By Mitch Phillips
TOKYO (Reuters) -David Howden, chairman of the Athletics Integrity Unit, says his organisation’s anti-doping work is having a tangible impact on the sport and the evidence is to be seen in the wider range of countries winning medals at the World Championships.
The AIU was set up as an independent arm of World Athletics in 2017 following the Russian doping scandal and is seen by many as the benchmark across all sport for fighting the use of performance-enhancing drugs.
After his victory in the 10,000 metres final in Tokyo on Sunday, Frenchman Jimmy Gressier – the second-ever non-Africa-born winner of the event and first since 1983 said; “Today I beat East Africa. The AIU is doing a huge job and it helps to level the playing field a bit more.”
ATHLETES AND AIU GRATEFUL TO EACH OTHER
Asked on Thursday about the comments, Howden said the appreciation went both ways.
“That’s really gratifying to hear that athletes are appreciating what we’re doing, he told a press conference in the Tokyo Olympic Stadium.
“That’s what we’re here for, to get the people who are intentionally defrauding other athletes out of podium positions, out of money, out of sponsorships, out of enjoying the moment when they succeed.
“We, of course, have meetings regularly with the World Athletic Commission and they are very, very happy with the way it’s going.
“I think one way you could look at that is how many people from countries that haven’t won medals before are now winning medals? How many people are winning gold medals where they have not won gold medals for 50 years? How many people are making finals?
“So if you start looking at it from that perspective, then the playing field is at least getting more levelled because competitors around the world can say, ‘I can make that’.”
GOLD STANDARD ORGANISATION
World Athletics President Sebastian Coe also praised the work of the AIU, having been integral to its establishment soon after he was elected in 2015.

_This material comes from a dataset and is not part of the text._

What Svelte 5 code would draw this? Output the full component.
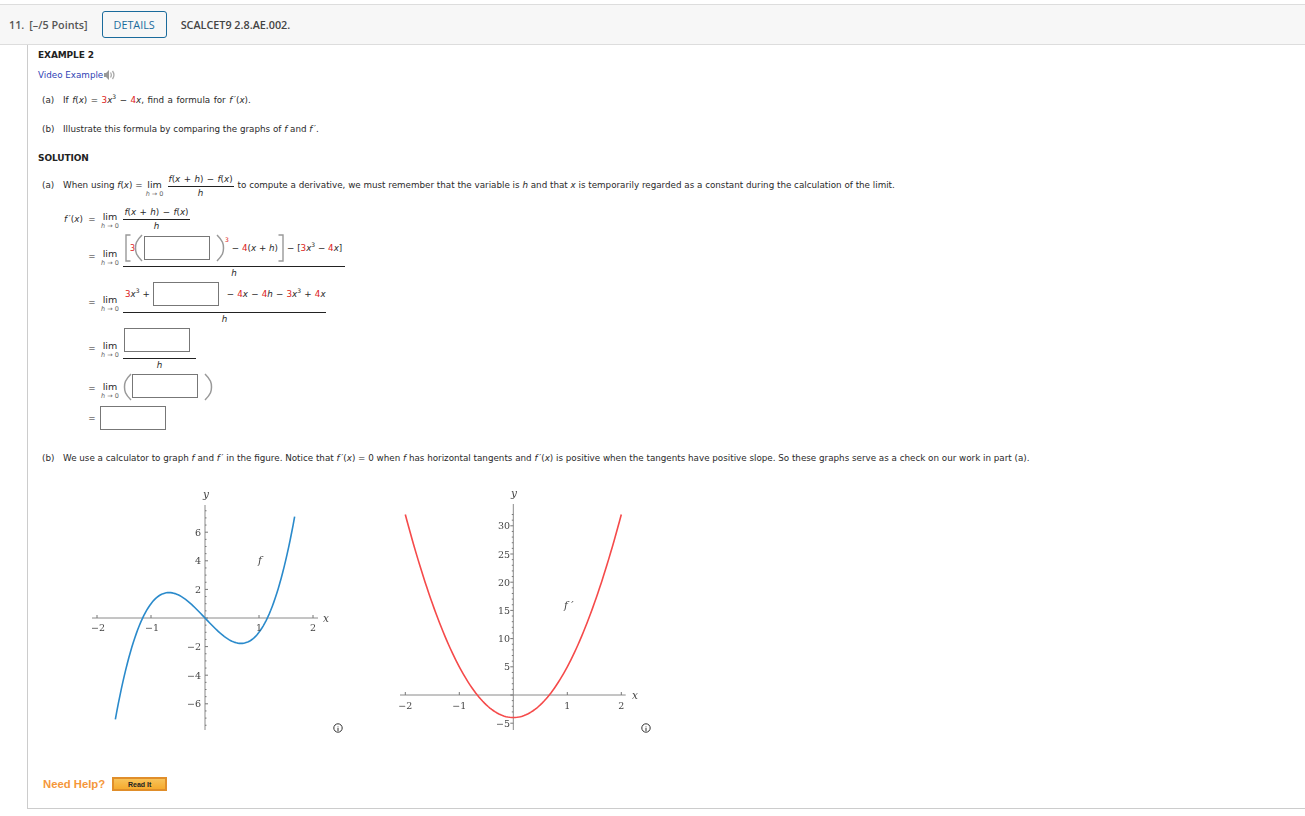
<script>
  const path = (fn, a, b, ox, oy, ux, uy) => {
    let d = '';
    const n = 120;
    for (let i = 0; i <= n; i++) {
      const x = a + ((b - a) * i) / n;
      d += (i ? 'L' : 'M') + (ox + x * ux).toFixed(2) + ' ' + (oy - fn(x) * uy).toFixed(2);
    }
    return d;
  };
  const f = path((x) => 3 * x * x * x - 4 * x, -1.66, 1.66, 205, 618, 54, 14.3);
  const fp = path((x) => 9 * x * x - 4, -2, 2, 513.3, 695, 54, 5.64);
  const xt = [-2, -1, 1, 2];
  const minor1 = Array.from({ length: 31 }, (_, i) => i - 15).map((v) => v * 0.5);
  const minor2 = Array.from({ length: 38 }, (_, i) => i - 5);
  const fmt = (v) => (v < 0 ? '−' + -v : '' + v);
</script>

{#snippet lim()}
  <span class="lim"><span class="limw">lim</span><span class="limu"><i>h</i> → 0</span></span>
{/snippet}

{#snippet dq()}
  <i>f</i>(<i>x</i> + <i>h</i>) − <i>f</i>(<i>x</i>)
{/snippet}

{#snippet paren(cls)}
  <svg class={cls} width="9" height="28" viewBox="0 0 9 28"><path d="M8 1C2 7 1.500 10 1.500 14S2 21 8 27" fill="none" stroke="#999" stroke-width="1.500"/></svg>
{/snippet}

<div class="page">
  <header class="head">
    <span class="num">11.</span>
    <span class="pts">[–/5 Points]</span>
    <span class="details">DETAILS</span>
    <span class="code">SCALCET9 2.8.AE.002.</span>
  </header>

  <main class="box">
    <div class="title t1">EXAMPLE 2</div>
    <div class="video">
      <span class="vlink">Video Example</span>
      <svg width="12" height="12" viewBox="0 0 12 12"><path d="M1 4h2l3-3v10L3 8H1z" fill="#999"/><path d="M7.500 3.500c1 1.500 1 3.500 0 5M9.500 2c1.800 2.500 1.800 5.500 0 8" fill="none" stroke="#aaa" stroke-width="1.300"/></svg>
    </div>
    <p class="part pa"><span class="lab">(a)</span><span>If <i>f</i>(<i>x</i>) = <b class="r">3</b><i>x</i><sup>3</sup> − <b class="r">4</b><i>x</i>, find a formula for <i>f</i>&#8201;′(<i>x</i>).</span></p>
    <p class="part pb"><span class="lab">(b)</span><span>Illustrate this formula by comparing the graphs of <i>f</i> and <i>f</i>&#8201;′.</span></p>
    <div class="title t2">SOLUTION</div>

    <div class="part when">
      <span class="lab">(a)</span>
      <span>When using <i>f</i>(<i>x</i>) =</span>
      <span class="lim inl"><span class="limw">lim</span><span class="limu"><i>h</i> → 0</span></span>
      <span class="frac inlf"><span class="top">{@render dq()}</span><span class="bot"><i>h</i></span></span>
      <span class="rest">to compute a derivative, we must remember that the variable is <i>h</i> and that <i>x</i> is temporarily regarded as a constant during the calculation of the limit.</span>
    </div>

    <div class="math">
      <div class="row r1">
        <span class="lhs"><i>f</i>&#8201;′(<i>x</i>)</span><span class="eq">=</span>
        {@render lim()}
        <span class="frac w1"><span class="top">{@render dq()}</span><span class="bot"><i>h</i></span></span>
      </div>
      <div class="row r2">
        <span class="lhs"></span><span class="eq">=</span>
        {@render lim()}
        <span class="frac w2">
          <span class="top tl">
            <svg class="brk" width="6" height="28" viewBox="0 0 6 28"><path d="M5.500 1H1v26h4.500" fill="none" stroke="#999" stroke-width="1.400"/></svg>
            <b class="r three">3</b>
            {@render paren('pl')}
            <span class="ans"></span>
            {@render paren('pr')}
            <sup class="r s3">3</sup>
            <span class="after">− <b class="r">4</b>(<i>x</i> + <i>h</i>)</span>
            <svg class="brk br" width="6" height="28" viewBox="0 0 6 28"><path d="M.5 1H5v26H.5" fill="none" stroke="#999" stroke-width="1.400"/></svg>
            <span class="after2">− [<b class="r">3</b><i>x</i><sup>3</sup> − <b class="r">4</b><i>x</i>]</span>
          </span>
          <span class="bot"><i>h</i></span>
        </span>
      </div>
      <div class="row r3">
        <span class="lhs"></span><span class="eq">=</span>
        {@render lim()}
        <span class="frac w3">
          <span class="top tl">
            <span class="p3"><b class="r">3</b><i>x</i><sup>3</sup> +</span>
            <span class="ans"></span>
            <span class="a3">− <b class="r">4</b><i>x</i> − <b class="r">4</b><i>h</i> − <b class="r">3</b><i>x</i><sup>3</sup> + <b class="r">4</b><i>x</i></span>
          </span>
          <span class="bot"><i>h</i></span>
        </span>
      </div>
      <div class="row r4">
        <span class="lhs"></span><span class="eq">=</span>
        {@render lim()}
        <span class="frac w4">
          <span class="top tl"><span class="ans a4"></span></span>
          <span class="bot"><i>h</i></span>
        </span>
      </div>
      <div class="row r5">
        <span class="lhs"></span><span class="eq">=</span>
        {@render lim()}
        {@render paren('pl5')}
        <span class="ans"></span>
        {@render paren('pr5')}
      </div>
      <div class="row r6">
        <span class="lhs"></span><span class="eq">=</span>
        <span class="ans a6"></span>
      </div>
    </div>

    <p class="part pb2"><span class="lab">(b)</span><span>We use a calculator to graph <i>f</i> and <i>f</i>&#8201;′ in the figure. Notice that <i>f</i>&#8201;′(<i>x</i>) = <b class="zero">0</b> when <i>f</i> has horizontal tangents and <i>f</i>&#8201;′(<i>x</i>) is positive when the tangents have positive slope. So these graphs serve as a check on our work in part (a).</span></p>

    <div class="figs">
      <svg class="fig" width="280" height="270" viewBox="80 480 280 270">
        <g class="soft">
          <path d="M92 618H318M205 505V730" stroke="#8a8a8a" stroke-width="1" fill="none"/>
          {#each xt as v}<path d="M{205 + v * 54} 615V618" stroke="#777"/>{/each}
          {#each minor1 as v}<path d="M205 {618 - v * 14.3}h{v % 2 === 0 ? 3 : 1.500}" stroke="#777"/>{/each}
          <path d={f} fill="none" stroke="#2a8acb" stroke-width="1.600"/>
          {#each xt as v}<text class="gl" x={205 + v * 54 - (v < 0 ? 6 : 0)} y="631" text-anchor={v < 0 ? 'start' : 'middle'}>{fmt(v)}</text>{/each}
          {#each [6, 4, 2, -2, -4, -6] as v}<text class="gl" x="201" y={618 - v * 14.3 + 3.500} text-anchor="end">{fmt(v)}</text>{/each}
          <text class="gi" x="323" y="622">x</text>
          <text class="gi" x="203" y="498">y</text>
          <text class="gi" x="258" y="564">f</text>
        </g>
        <circle cx="338" cy="728" r="4.200" fill="none" stroke="#333"/>
        <path d="M338 726.500v.8M338 728v3" stroke="#333"/>
      </svg>
      <svg class="fig" width="280" height="270" viewBox="390 480 280 270">
        <g class="soft">
          <path d="M400 695H625.700M513.300 504V730" stroke="#8a8a8a" stroke-width="1" fill="none"/>
          {#each xt as v}<path d="M{513.300 + v * 54} 692V695" stroke="#777"/>{/each}
          {#each minor2 as v}<path d="M513.300 {695 - v * 5.64}h{v % 5 === 0 ? -3 : -1.500}" stroke="#777"/>{/each}
          <path d={fp} fill="none" stroke="#f54a4a" stroke-width="1.600"/>
          {#each xt as v}<text class="gl" x={513.300 + v * 54 - (v < 0 ? 7 : 0)} y="709" text-anchor={v < 0 ? 'start' : 'middle'}>{fmt(v)}</text>{/each}
          {#each [30, 25, 20, 15, 10, 5, -5] as v}<text class="gl" x="510" y={695 - v * 5.64 + 3.500} text-anchor="end">{fmt(v)}</text>{/each}
          <text class="gi" x="632" y="699">x</text>
          <text class="gi" x="511" y="497">y</text>
          <text class="gi" x="564" y="609">f ′</text>
        </g>
        <circle cx="646" cy="728" r="4.200" fill="none" stroke="#333"/>
        <path d="M646 726.500v.8M646 728v3" stroke="#333"/>
      </svg>
    </div>

    <div class="help">
      <span class="need">Need Help?</span>
      <span class="read">Read It</span>
    </div>
  </main>
</div>

<style>
  :global(body) { margin: 0; background: #fff; }
  .page { width: 1305px; height: 816px; overflow: hidden; font-family: "DejaVu Sans", Verdana, sans-serif; font-size: 8.75px; color: #2a2a2a; }
  .head { margin-top: 4px; height: 39px; border-top: 1px solid #ddd; border-bottom: 1px solid #ddd; background: #f7f7f7; display: flex; align-items: center; font-family: "Open Sans", sans-serif; font-size: 10.8px; font-weight: 600; color: #555; padding-left: 9px; }
  .pts { margin-left: 5px; }
  .details { margin-left: 14px; width: 63px; height: 25px; border: 1px solid #1a6b9c; border-radius: 3px; display: flex; align-items: center; justify-content: center; color: #1a6b9c; font-weight: 400; }
  .code { margin-left: 14px; color: #444; }
  .box { margin-left: 27px; height: 764px; border-left: 1px solid #ccc; border-bottom: 1px solid #ccc; padding-left: 10px; padding-top: 2px; box-sizing: border-box; display: block; }
  .title { font-weight: 700; color: #222; font-size: 9px; height: 14px; line-height: 14px; letter-spacing: -.1px; }
  .t1 { padding-top: 1px; }
  .video { margin-top: 6px; height: 14px; display: flex; align-items: center; gap: 0; }
  .vlink { color: #2f3fb5; }
  p { margin: 0; }
  .part { display: flex; align-items: center; padding-left: 4px; height: 14px; line-height: 14px; white-space: nowrap; }
  .lab { width: 21px; flex: none; }
  .pa { margin-top: 11px; word-spacing: .7px; }
  .pb { margin-top: 15px; }
  .t2 { margin-top: 15px; }
  .when { margin-top: 6px; height: 28px; }
  .r { color: #d22; font-weight: 400; }
  .zero { font-weight: 400; }
  sup { font-size: 6px; line-height: 0; vertical-align: 4px; }
  i { font-style: italic; }
  .rest { margin-left: 4px; }
  .lim { display: flex; flex-direction: column; align-items: center; width: 24px; flex: none; }
  .limw { font-size: 9.5px; line-height: 10px; }
  .limu { font-size: 6.5px; line-height: 9px; color: #666; white-space: nowrap; }
  .inl { margin: 9px 4px 0 3px; width: 18px; }
  .frac { display: flex; flex-direction: column; align-items: stretch; flex: none; }
  .top { display: flex; justify-content: center; gap: 3px; border-bottom: 1px solid #222; height: 100%; white-space: pre; align-items: center; }
  .bot { text-align: center; height: 12px; line-height: 12px; }
  .inlf { width: 66px; }
  .inlf .top { height: 14px; gap: 0; display: block; text-align: center; line-height: 14px; word-spacing: .6px; }
  .inlf .bot { height: 12px; }
  .math { margin-top: 6px; padding-left: 26px; }
  .row { display: flex; align-items: flex-end; white-space: nowrap; }
  .lhs { width: 20px; flex: none; height: 100%; }
  .eq { width: 10px; margin-left: 3px; flex: none; text-align: center; margin-bottom: 18px; margin-right: 1px; }
  .row .lim { margin-bottom: 11px; }
  .r1 { height: 27px; }
  .r1 .lhs { height: auto; margin-bottom: 8px; }
  .r1 .eq { margin-bottom: 8px; }
  .r1 .lim { margin-bottom: 1px; }
  .r1 .top { height: 14px; gap: 0; display: block; text-align: center; line-height: 14px; word-spacing: .6px; }
  .row .frac { margin-left: 1px; }
  .w1 { width: 67px; }
  .r2 { height: 44px; margin-top: 3px; }
  .w2 { width: 222px; }
  .w2 .top { justify-content: flex-start; gap: 0; padding-left: 2px; padding-bottom: 4px; height: 28px; }
  .brk { flex: none; }
  .three { font-size: 8px; margin: 0 -1px 0 -1px; width: 5px; }
  .ans { display: block; width: 64px; height: 22px; border: 1px solid #777; flex: none; background: #fff; }
  .pl { flex: none; margin-right: 1px; }
  .pr { transform: scaleX(-1); flex: none; margin-left: 6px; }
  .s3 { align-self: flex-start; margin: 2px 0 0 0; vertical-align: baseline; line-height: 8px; }
  .after { margin-left: 3px; }
  .br { margin-left: 0; }
  .after2 { margin-left: 3px; }
  .r3 { height: 44px; margin-top: 2px; }
  .w3 { width: 203px; }
  .w3 .top { height: 28px; padding-bottom: 4px; justify-content: flex-start; padding-left: 2px; gap: 0; }
  .p3 { margin-right: 3px; }
  .a3 { margin-left: 8px; word-spacing: .4px; }
  .r4 { height: 44px; margin-top: 2px; }
  .w4 { width: 73px; }
  .w4 .top { height: 28px; padding-bottom: 4px; justify-content: flex-start; padding-left: 1px; }
  .r5 { height: 28px; margin-top: 2px; }
  .r5 .eq { margin-bottom: 8px; }
  .r5 .lim { margin-bottom: 0; }
  .r5 .ans { margin-bottom: 3px; width: 64px; }
  .pl5 { margin-left: 1px; flex: none; }
  .pr5 { transform: scaleX(-1); flex: none; margin-left: 6px; }
  .r6 { height: 26px; margin-top: 4px; align-items: center; }
  .r6 .eq { margin-bottom: 0; }
  .a6 { margin-left: 2px; }
  .pb2 { margin-top: 20px; }
  .figs { display: flex; gap: 30px; margin-top: 15px; margin-left: 42px; height: 270px; }
  .fig { display: block; flex: none; }
  .soft { filter: blur(.35px); }
  .gl { font-family: "DejaVu Serif", serif; font-size: 9.5px; fill: #444; }
  .gi { font-family: "DejaVu Serif", serif; font-style: italic; font-size: 10.5px; fill: #444; }
  .help { display: flex; align-items: center; margin-top: 26px; padding-left: 5px; height: 16px; }
  .need { font-family: "Liberation Sans", sans-serif; font-size: 11.3px; font-weight: 700; color: #f5973a; }
  .read { margin-left: 7px; width: 55px; height: 14px; box-sizing: border-box; border: 2px solid #e08e2a; background: linear-gradient(#f8c35a, #f6ab2e); font-family: "Liberation Sans", sans-serif; font-size: 7px; font-weight: 700; color: #222; display: flex; align-items: center; justify-content: center; }
</style>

“We have a gold standard organisation. The return of our reputation and our trust has, in a large part, been through the creation of the AIU,” he told reporters.
“I’ve always said I’d rather have the short-term embarrassment of a positive test than the long-term insidious decline in values and standards. We didn’t just set up an anti-doping agency, we set up an integrity unit that is now an organisation probably getting on for 40 people.
“They’re very good at what they do and I think they are leading the way in international sport.”
The AIU has certainly made a huge impact in Kenya, the powerhouse of distance running, which was declared “non-compliant” by the World Anti-Doping Agency, last week.
AIU head Brett Clothier said the country had been “the wild west” in terms of doping in recent years with huge numbers of bans being handed out.
“Absolutely, there have been more cases than before because there’s way more testing,” he said. “We have more cases but less doping but there is still a lot of doping in Kenya.”
Clothier said that over the last five years Kenyan out-of-competition tests have gone from 400 a year to 4,000 and from 30 athletes in their registered testing pool to 300.
“There have been huge amounts of progress and huge amounts of work that have been done,” he said.
“The code compliance issues they have right now are not good enough and we make no apologies for the integrity of our sport, that we need the anti-doping agency to be at the same elite level as the athletes.”